When we fly as pilots in volunteer organizations such as those that fly patients for medical treatment, veterans for memorial services, wounded warriors, or even animals to places of new homes, we do so with the trust of those people that we are capable and that we will safely get them to their destinations.
They are not pilots, they do not necessarily know us or our aircraft, and they probably have no idea of how to evaluate whether we are proficient to complete the flights we are undertaking. It is up to us to be responsible in our decisions on whether we, our aircraft, or they, are safe to complete any particular flight.
Choosing appropriate minimums is a significant part of this process. And we have to do it with added pressure not present on our pleasure flights, the pressure to complete the flight based on external pressures.
In many types of public benefit flying, no particular operational minimums are prescribed by the organization coordinating the flight providers and recipients. It is up to the pilot (or crew when two crew are required) to make this decision. With the added pressure of a perceived need to complete a flight, it can become tempting for a pilot or crew to fly in conditions that may be less than they would normally. The best way to fight this is to have an established procedure ahead of time for determining go/no-go minimums decisions and hold to it when we do any public benefit flying.
For many of these flights, there are unique considerations. In operations where two crew are required the PIC and SIC may not have even flown with each other before. An SIC may not be familiar with a particular aircraft or its avionics, but still be a valuable service to the PIC who owns or operates the aircraft. Having two crew can be a bonus, but having an unfamiliar crew member may be of less help than one that is more familiar. Frequently these flights are to airports the pilot(s) is not familiar with or to which they travel infrequently. It is things such as this that we must evaluate on a case by case basis along with weather, airport, loading, and all other factors.
When we learned to fly and as we add skills such as an instrument rating, we are taught about setting personal minimums. But for many of us, this is the last time that we consider them, when in fact, we should be considering them on every flight and changing them with every unique flight.
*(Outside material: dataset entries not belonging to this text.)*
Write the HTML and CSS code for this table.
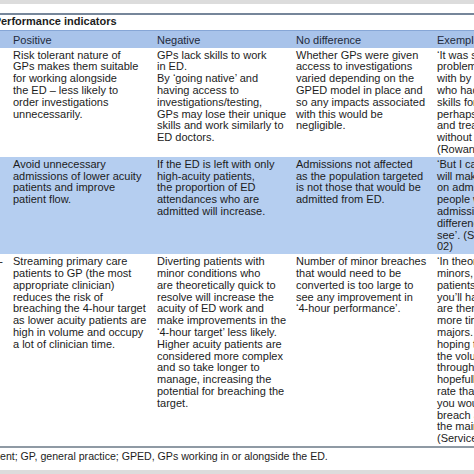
FILE: index.html
```html
<!DOCTYPE html>
<html lang="en">
<head>
<meta charset="utf-8">
<title>Performance indicators</title>
<link rel="stylesheet" href="styles.css">
</head>
<body>
<div class="sheet">
  <div class="title"><span class="cut">P</span>erformance indicators</div>
  <table class="kpi">
    <colgroup>
      <col class="c0"><col class="c1"><col class="c2"><col class="c3"><col class="c4">
    </colgroup>
    <thead>
      <tr>
        <th></th>
        <th>Positive</th>
        <th>Negative</th>
        <th>No difference</th>
        <th>Exemplar quotes</th>
      </tr>
    </thead>
    <tbody>
      <tr>
        <td></td>
        <td>Risk tolerant nature of<br>GPs makes them suitable<br>for working alongside<br>the ED – less likely to<br>order investigations<br>unnecessarily.</td>
        <td>GPs lack skills to work<br>in ED.<br>By ‘going native’ and<br>having access to<br>investigations/testing,<br>GPs may lose their unique<br>skills and work similarly to<br>ED doctors.</td>
        <td>Whether GPs were given<br>access to investigations<br>varied depending on the<br>GPED model in place and<br>so any impacts associated<br>with this would be<br>negligible.</td>
        <td>‘It was seen as a<br>problem that was dealt<br>with by GPs<br>who had the<br>skills for it and<br>perhaps could see<br>and treat patients<br>without tests’.<br>(Rowan, S-01)</td>
      </tr>
      <tr class="alt">
        <td></td>
        <td>Avoid unnecessary<br>admissions of lower acuity<br>patients and improve<br>patient flow.</td>
        <td>If the ED is left with only<br>high-acuity patients,<br>the proportion of ED<br>attendances who are<br>admitted will increase.</td>
        <td>Admissions not affected<br>as the population targeted<br>is not those that would be<br>admitted from ED.</td>
        <td>‘But I can’t see that it<br>will make an impact<br>on admissions as the<br>people we see don’t need<br>admission, so any<br>difference is hard to<br>see’. (Service-<br>02)</td>
      </tr>
      <tr>
        <td class="lead"><span class="cut">Breaching 4-</span></td>
        <td>Streaming primary care<br>patients to GP (the most<br>appropriate clinician)<br>reduces the risk of<br>breaching the 4-hour target<br>as lower acuity patients are<br>high in volume and occupy<br>a lot of clinician time.</td>
        <td>Diverting patients with<br>minor conditions who<br>are theoretically quick to<br>resolve will increase the<br>acuity of ED work and<br>make improvements in the<br>‘4-hour target’ less likely.<br>Higher acuity patients are<br>considered more complex<br>and so take longer to<br>manage, increasing the<br>potential for breaching the<br>target.</td>
        <td>Number of minor breaches<br>that would need to be<br>converted is too large to<br>see any improvement in<br>‘4-hour performance’.</td>
        <td>‘In theory, if you take<br>minors, the simple<br>patients out,<br>you’ll have less that<br>are there and have<br>more time for the<br>majors. We’re<br>hoping to reduce<br>the volume coming<br>through the door and<br>hopefully improve the<br>rate that<br>you would<br>breach at<br>the main ED’.<br>(Service-01)</td>
      </tr>
    </tbody>
  </table>
  <div class="foot"><span class="cut">ED, emergency departm</span>ent; GP, general practice; GPED, GPs working in or alongside the ED.</div>
</div>
</body>
</html>
```

FILE: styles.css
```css
html, body {
  margin: 0;
  padding: 0;
  width: 474px;
  height: 474px;
  overflow: hidden;
  background: #dcdcdc;
}

body {
  font-family: "Liberation Sans", Arial, sans-serif;
  font-size: 11px;
  color: #1c1c1c;
}

.sheet {
  margin-top: 4px;
  height: 466px;
  box-sizing: border-box;
  padding-top: 9px;
  background: #fff;
  overflow: hidden;
}

.title {
  border-top: 2px solid #76869a;
  border-bottom: 1px solid #86a6d6;
  font-weight: bold;
  line-height: 11.8px;
  padding: 1px 0 2px 1px;
  white-space: nowrap;
}

.cut {
  display: inline-flex;
  width: 0;
  justify-content: flex-end;
  white-space: nowrap;
}

.kpi {
  border-collapse: collapse;
  table-layout: fixed;
  width: 600px;
  margin-left: -8px;
}

.kpi .c0 { width: 16px; }
.kpi .c1 { width: 144px; }
.kpi .c2 { width: 139px; }
.kpi .c3 { width: 141px; }
.kpi .c4 { width: 160px; }

.kpi th,
.kpi td {
  padding: 2px 0 1px 5px;
  vertical-align: top;
  text-align: left;
  white-space: nowrap;
  line-height: 11.8px;
  font-weight: normal;
}

.kpi th {
  background: #a8c3ea;
  color: #1f2a3a;
  padding-top: 4px;
  padding-bottom: 1px;
}

.kpi tr.alt td {
  background: #b5cef0;
}

.kpi td.lead {
  padding-left: 11px;
}

.foot {
  border-top: 2px solid #8f9aa4;
  padding-top: 3px;
  font-size: 10.6px;
  line-height: 11.8px;
  white-space: nowrap;
}
```
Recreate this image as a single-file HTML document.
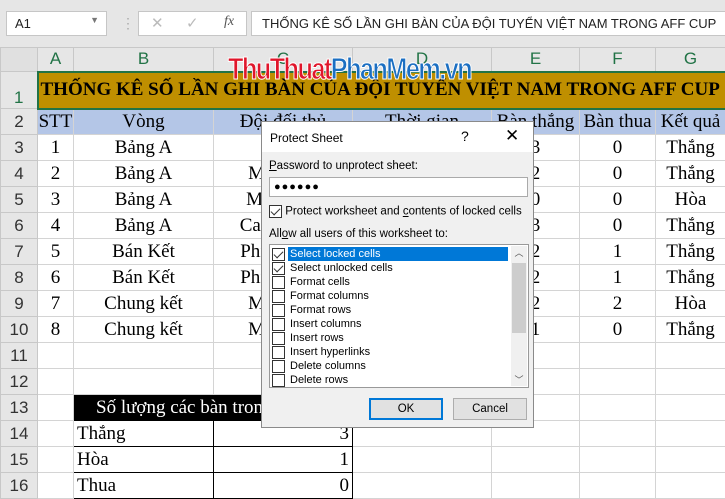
<!DOCTYPE html>
<html><head><meta charset="utf-8"><style>
*{margin:0;padding:0;box-sizing:border-box}
body{width:725px;height:498px;overflow:hidden;background:#fff;position:relative;font-family:"Liberation Serif",serif}
.top{position:absolute;left:0;top:0;width:725px;height:47px;background:#e6e6e6}
.nb{position:absolute;left:6px;top:11px;width:101px;height:25px;background:#fff;border:1px solid #c6c6c6;font:13px "Liberation Sans",sans-serif;padding:4px 0 0 8px;color:#222}
.fx{position:absolute;left:138px;top:11px;width:109px;height:25px;background:#fff;border:1px solid #c6c6c6;font:15px "Liberation Sans";color:#bbb}
.fi{position:absolute;left:251px;top:11px;width:480px;height:25px;background:#fff;border:1px solid #c6c6c6;font:13px "Liberation Sans","Noto Sans CJK SC",sans-serif;padding:4px 0 0 10px;color:#222}
table{position:absolute;left:0;top:47px;width:725px;border-collapse:collapse;table-layout:fixed}
td{border:1px solid #d4d4d4;text-align:center;font-size:19px;white-space:nowrap;overflow:hidden;padding:0;height:26px}
td.h{background:#e6e6e6;font:17px "Liberation Sans",sans-serif;color:#333;border-color:#c8c8c8}
tr.ch td{height:24px;color:#217346}
.dlg{position:absolute;left:261px;top:121px;width:273px;height:307px;background:#f0f0f0;border:1px solid #8a8a8a;font:11px "Liberation Sans",sans-serif;color:#000}
.cb{display:inline-block;width:13px;height:13px;border:1px solid #333;background:#fff;vertical-align:middle;position:relative}
.ck::after{content:"";position:absolute;left:3px;top:0px;width:4px;height:8px;border:solid #333;border-width:0 1.5px 1.5px 0;transform:rotate(45deg)}
.li{height:14px;line-height:14px;padding-left:2px;white-space:nowrap}
.li span.t{margin-left:3px;padding:0 2px}
</style></head><body>
<div class="top">
<div class="nb">A1<span style="position:absolute;right:7px;top:3px;font-size:9px;color:#777">▼</span></div>
<div style="position:absolute;left:121px;top:15px;color:#aaa;font:14px sans-serif">⋮</div>
<div class="fx"><span style="position:absolute;left:12px;top:2px">✕</span><span style="position:absolute;left:47px;top:2px">✓</span><span style="position:absolute;left:85px;top:2px;font:italic 14px 'Liberation Serif';color:#555">fx</span></div>
<div class="fi">THỐNG KÊ SỐ LẦN GHI BÀN CỦA ĐỘI TUYỂN VIỆT NAM TRONG AFF CUP</div>
</div>
<table>
<colgroup><col style="width:37px"><col style="width:36px"><col style="width:140px"><col style="width:139px"><col style="width:139px"><col style="width:88px"><col style="width:76px"><col style="width:70px"></colgroup>
<tr class="ch"><td class="h" style="background:#e0e0e0"></td><td class="h" style="color:#217346">A</td><td class="h" style="color:#217346">B</td><td class="h" style="color:#217346">C</td><td class="h" style="color:#217346">D</td><td class="h" style="color:#217346">E</td><td class="h" style="color:#217346">F</td><td class="h" style="color:#217346">G</td></tr>
<tr><td class="h" style="height:37px;color:#217346;vertical-align:bottom">1</td><td colspan="7" style="background:#bf8f00;border:2px solid #217346;font-weight:bold;font-size:19px;text-align:left;padding-left:2px">THỐNG KÊ SỐ LẦN GHI BÀN CỦA ĐỘI TUYỂN VIỆT NAM TRONG AFF CUP</td></tr>
<tr style="background:#b4c6e7"><td class="h">2</td><td>STT</td><td>Vòng</td><td>Đội đối thủ</td><td>Thời gian</td><td>Bàn thắng</td><td>Bàn thua</td><td>Kết quả</td></tr>
<tr><td class="h">3</td><td>1</td><td>Bảng A</td><td>Lào</td><td></td><td>3</td><td>0</td><td>Thắng</td></tr>
<tr><td class="h">4</td><td>2</td><td>Bảng A</td><td>Malaysia</td><td></td><td>2</td><td>0</td><td>Thắng</td></tr>
<tr><td class="h">5</td><td>3</td><td>Bảng A</td><td>Myanmar</td><td></td><td>0</td><td>0</td><td>Hòa</td></tr>
<tr><td class="h">6</td><td>4</td><td>Bảng A</td><td>Campuchia</td><td></td><td>3</td><td>0</td><td>Thắng</td></tr>
<tr><td class="h">7</td><td>5</td><td>Bán Kết</td><td>Philippines</td><td></td><td>2</td><td>1</td><td>Thắng</td></tr>
<tr><td class="h">8</td><td>6</td><td>Bán Kết</td><td>Philippines</td><td></td><td>2</td><td>1</td><td>Thắng</td></tr>
<tr><td class="h">9</td><td>7</td><td>Chung kết</td><td>Malaysia</td><td></td><td>2</td><td>2</td><td>Hòa</td></tr>
<tr><td class="h">10</td><td>8</td><td>Chung kết</td><td>Malaysia</td><td></td><td>1</td><td>0</td><td>Thắng</td></tr>
<tr><td class="h">11</td><td></td><td></td><td></td><td></td><td></td><td></td><td></td></tr>
<tr><td class="h">12</td><td></td><td></td><td></td><td></td><td></td><td></td><td></td></tr>
<tr><td class="h">13</td><td></td><td colspan="2" style="background:#000;color:#fff;text-align:left;padding-left:22px;border:1px solid #000">Số lượng các bàn trong AFF</td><td></td><td></td><td></td><td></td></tr>
<tr><td class="h">14</td><td></td><td style="border:1px solid #000;text-align:left;padding-left:3px">Thắng</td><td style="border:1px solid #000;text-align:right;padding-right:3px">3</td><td></td><td></td><td></td><td></td></tr>
<tr><td class="h">15</td><td></td><td style="border:1px solid #000;text-align:left;padding-left:3px">Hòa</td><td style="border:1px solid #000;text-align:right;padding-right:3px">1</td><td></td><td></td><td></td><td></td></tr>
<tr><td class="h">16</td><td></td><td style="border:1px solid #000;text-align:left;padding-left:3px">Thua</td><td style="border:1px solid #000;text-align:right;padding-right:3px">0</td><td></td><td></td><td></td><td></td></tr>
</table>
<div style="position:absolute;left:228px;top:51px;font:bold 31px 'Liberation Sans',sans-serif;letter-spacing:-2px;transform:scaleX(0.82);transform-origin:left;white-space:nowrap;-webkit-text-stroke:1px #fff"><span style="color:#e0162b">ThuThuat</span><span style="color:#1c6fc2">PhanMem.vn</span></div>
<div class="dlg">
<div style="height:30px;background:#fff;position:relative"><span style="position:absolute;left:8px;top:9px;font-size:12px">Protect Sheet</span><span style="position:absolute;left:199px;top:6px;font-size:14px">?</span><span style="position:absolute;left:243px;top:4px;font-size:17px">✕</span></div>
<div style="position:absolute;left:7px;top:38px;font-size:11.5px"><u>P</u>assword to unprotect sheet:</div>
<div style="position:absolute;left:7px;top:55px;width:259px;height:20px;background:#fff;border:1px solid #aaa;font-size:11px;padding:3px 0 0 4px;letter-spacing:1px">●●●●●●</div>
<div style="position:absolute;left:7px;top:83px;white-space:nowrap;font-size:11.5px"><span class="cb ck"></span> Protect worksheet and <u>c</u>ontents of locked cells</div>
<div style="position:absolute;left:7px;top:106px;font-size:11.5px">All<u>o</u>w all users of this worksheet to:</div>
<div style="position:absolute;left:7px;top:122px;width:260px;height:144px;background:#fff;border:1px solid #999;padding-top:2px;font-size:11px">
<div class="li"><span class="cb ck"></span><span class="t" style="background:#0078d7;color:#fff;display:inline-block;width:220px">Select locked cells</span></div>
<div class="li"><span class="cb ck"></span><span class="t">Select unlocked cells</span></div>
<div class="li"><span class="cb"></span><span class="t">Format cells</span></div>
<div class="li"><span class="cb"></span><span class="t">Format columns</span></div>
<div class="li"><span class="cb"></span><span class="t">Format rows</span></div>
<div class="li"><span class="cb"></span><span class="t">Insert columns</span></div>
<div class="li"><span class="cb"></span><span class="t">Insert rows</span></div>
<div class="li"><span class="cb"></span><span class="t">Insert hyperlinks</span></div>
<div class="li"><span class="cb"></span><span class="t">Delete columns</span></div>
<div class="li"><span class="cb"></span><span class="t">Delete rows</span></div>
<div style="position:absolute;right:1px;top:1px;width:16px;height:140px;background:#f0f0f0"><div style="font-size:9px;text-align:center;color:#555">︿</div><div style="position:absolute;left:1px;top:17px;width:14px;height:70px;background:#cdcdcd"></div><div style="position:absolute;bottom:0;width:16px;font-size:9px;text-align:center;color:#555">﹀</div></div>
</div>
<div style="position:absolute;left:107px;top:276px;width:74px;height:22px;border:2px solid #0078d7;background:#e1e1e1;text-align:center;line-height:18px;font-size:11.5px">OK</div>
<div style="position:absolute;left:191px;top:276px;width:74px;height:22px;border:1px solid #adadad;background:#e1e1e1;text-align:center;line-height:20px;font-size:11.5px">Cancel</div>
</div>
</body></html>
There has been much written already about setting them, but a refresh is always a good idea.
A savvy pilot would spend a little time searching the internet in some down time to find a tool that will help them best determine what risks are factors on each operation. Many are available, and it becomes a matter of personal taste which one works best for each individual. Find the one that works best for you.
The FAA Safety Team has published information that can be helpful for Flight Risk Assessment Tool that can be found by clicking here.
The AOPA has a great tool, a flight risk evaluator, that is one option a pilot may consider. Click Here for the AOPA Flight Risk Evaluator.
Want to learn more? The FAA also has published a document, FAA/Industry Training Standards Personal and Weather Risk Assessment Guide, that has greater detail and a highly detailed worksheet that could be used when considering the risks of a particular flight.
I strongly encourage all of us who do any public benefit flying to review our own methods for determining our go/no-go decisions based on our own personal minimums. As we consider the trust that those who fly with us have put in our skills and decision making, it is the least we can do.